And after a months of research, and several email exchanges with the very helpful staff at Singapore’s Agri-Food & Veterinary Authority, I had this bit of info dropped on me:
“Please be informed that a tamper proof sealed cage is recommended to ensure your pet's safety during travel. However, if you wish to place your pet in a carrier bag during flight, please take note that you have to check in a hard crate cage and place your pet in the hard crate cage upon arrival in Singapore, before handing your pet over to the lost & found counter. As the pet will be transported from the airport passenger terminal to Changi Animal and Plant Quarantine Station (CAPQ) for inspection, pets must be placed in a sturdy escape proof crates to ensure your pet's safety.”
I had been researching for months, and nowhere on any page had I found anything that even hinted at this. Nothing telling me that even if I spent months jumping through administrative hoops, I’d still have to surrender Aífe over to strangers who would take her away from me, to a different location. I probably wouldn’t have found this out at all if that very helpful officer hadn’t been so proactive in spelling it out. I certainly wouldn’t have known I needed to buy and then check a crate for her. The surprise of this new information was stressful in itself, but severely compounded by the realization that there could be all manner of similarly important bits of information out there that I might miss now and trip up over later. Any one of which could result in us being denied entry into the country, or in Aífe being confiscated, forced into quarantine after all, or ‘destroyed’.
I had spent several weeks working on the problem, and feeling anxious, and trying to tell myself I would get Aífe into Singapore if I just kept at it. After that email, I looked at everything I knew, along with the possibility of there being lots more I didn’t know, and I suddenly had a very clear feeling about the situation: No damn way.
My mother had been offering to take care of Aífe in Portland if I needed her to. I kept saying that a) it was too much to impose on my mom, b) I couldn’t spend the money to come back to the States before going to Singapore, and c) six months was way to long to leave my fur-baby, who unfortunately is really is a one-human cat. But I was wildly uncomfortable with taking Aífe to Singapore, and didn’t know of anyone else on earth I could leave her with for months at a time.

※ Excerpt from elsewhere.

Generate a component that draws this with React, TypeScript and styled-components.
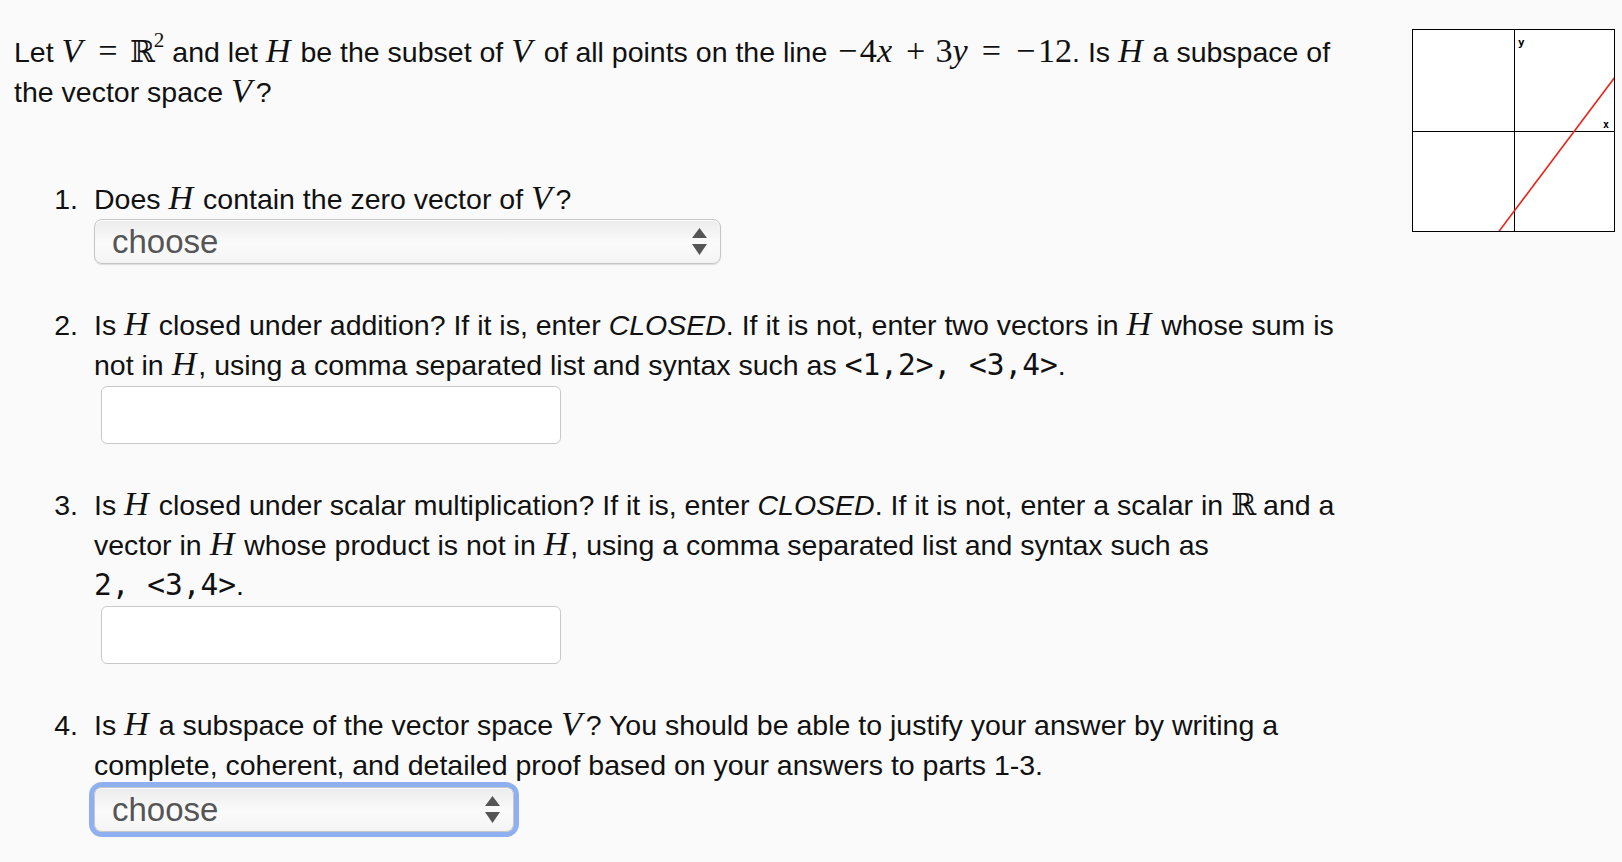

So I finally decided to change my mind and itinerary, and take Aífe back to Portland.
Of course, I was glad to go home for a while. But not taking Aífe to Singapore felt like a failure. I’d been trying to prove I could take Aífe everywhere with me, and now I was admitting defeat, and leaving her behind on the farthest schlep yet. I hated the idea of being apart for several months, and worried whether she’d be okay without me. But when I saw how much paper work I would need to bring as a human entering the country, when I realized that the main leg of the flight was 16 and ½ hours long, and when I thought about how the whether was going to be dangerously hot and humid for cat-schlepping pretty much every day of the year, I decided that going without her was definitely the safest thing to do.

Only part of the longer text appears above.